Menggali Ekosistem Si’ir Madura sebagai Tradisi Lokal
- Diposting Oleh Achmad Firdausi
- Senin, 29 September 2025
- Dilihat 48 Kali
Oleh: Dr. Moh. Hafid Effendy, M.Pd.
(Dosen Fakultas Tarbiyah dan Ketua Yayasan Pakem Maddhu)
Pernahkan mendengar bahwa si’ir itu masih ada di pulau Madura? Si’ir yang tergolong sebagai tradisi lisan termasuk salah satu khazanah kebudayaan yang memiliki peran penting dalam pembentukan identitas suatu masyarakat. Di Madura, salah satu bentuk tradisi lisan yang khas adalah si’ir yang wujudnya berbentuk karya sastra seperti puisi berirama yang sarat dengan nilai moral, religius, dan sosial. Si’ir Madura tidak hanya hadir sebagai medium hiburan rakyat, tetapi juga sebagai wahana pendidikan karakter dan penginternalisasian nilai-nilai keagamaan. Namun demikian, di tengah arus globalisasi dan derasnya penetrasi budaya digital, keberlangsungan tradisi si’ir semakin terpinggirkan. Hal ini perlu upaya menggali dan membangun ekosistem si’ir Madura sebagai tradisi lokal yang berdaya hidup dalam konteks kekinian.
Menggali ekosistem si’ir Madura dapat dipahami sebagai sebuah ikhtiar untuk melihat tradisi ini tidak hanya dari aspek teks atau pertunjukannya, melainkan juga dari jejaring sosial, kultural, dan institusional yang menopangnya. Ekosistem budaya melibatkan pelaku, ruang, praktik, serta sistem nilai yang menyokong keberlangsungan tradisi. Dalam konteks si’ir Madura, ekosistem itu mencakup para kiai, santri, budayawan, lembaga pendidikan, komunitas masyarakat, hingga media digital yang dapat menjadi medium transformasi. Dengan demikian, revitalisasi si’ir Madura harus ditempatkan dalam kerangka ekologi kebudayaan yang berorientasi pada keberlanjutan.
Secara historis, si’ir Madura berkembang di lingkungan pesantren dan masyarakat religius. Hal ini menjadikan si’ir memiliki kedekatan erat dengan ajaran Islam, seperti nasihat untuk berbuat baik, menjauhi kemaksiatan, serta memperkokoh iman. Jika ditinjau dari perspektif pendidikan, si’ir berfungsi sebagai sarana internalisasi nilai-nilai akhlak secara sederhana dan mudah dipahami oleh masyarakat, terutama generasi muda.
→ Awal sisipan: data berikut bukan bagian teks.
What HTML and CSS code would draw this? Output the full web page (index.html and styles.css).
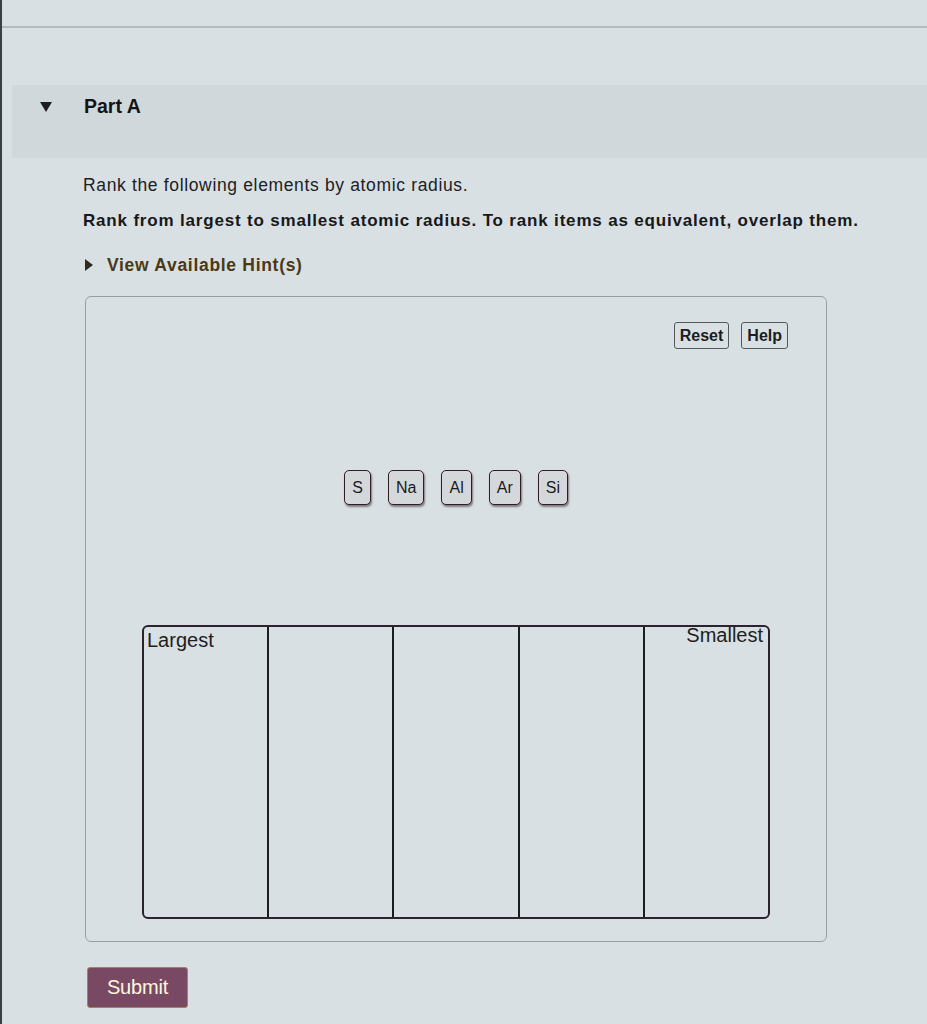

Sayangnya, peran tersebut kini semakin meredup karena berkurangnya minat generasi muda terhadap tradisi lisan yang dianggap kuno dan tidak relevan dengan gaya hidup modern.
Guna menjawab tantangan tersebut, perlu dibangun konsep ekosistem yang mampu menghubungkan tradisi si’ir dengan konteks zaman. Pertama, penting dilakukan penguatan basis kelembagaan melalui integrasi si’ir dalam kurikulum lokal sekolah maupun pesantren. Hal ini memungkinkan si’ir berfungsi kembali sebagai media literasi budaya dan pendidikan karakter. Kedua, perlu adanya dokumentasi dan digitalisasi naskah maupun pertunjukan si’ir agar dapat diakses secara luas melalui platform daring. Digitalisasi bukan hanya sarana pelestarian, tetapi juga transformasi agar si’ir dapat diapresiasi lintas generasi dan lintas budaya.
Ketiga, ekosistem si’ir dapat diperkuat melalui penciptaan ruang-ruang kultural seperti festival, lomba, dan diskusi sastra yang melibatkan masyarakat, akademisi, serta seniman. Dengan cara ini, si’ir tidak sekadar dikenang sebagai warisan budaya, tetapi benar-benar hidup dalam praktik sosial yang aktual. Keempat, perlu adanya kolaborasi antara pemerintah daerah, komunitas budaya, dan lembaga pendidikan dalam memberikan dukungan finansial maupun regulasi untuk memastikan keberlangsungan tradisi ini.
Dengan menggali ekosistem si’ir Madura, kita sesungguhnya sedang meneguhkan kembali identitas kultural masyarakat Madura di tengah tantangan global. Si’ir bukan sekadar puisi tradisional, melainkan sistem pengetahuan, nilai, dan kebijaksanaan lokal yang dapat memberi kontribusi bagi pembangunan karakter bangsa. Konsep ekosistem menjadikan pelestarian si’ir tidak berhenti pada nostalgia masa lalu, melainkan bertransformasi menjadi bagian dari kehidupan budaya kontemporer.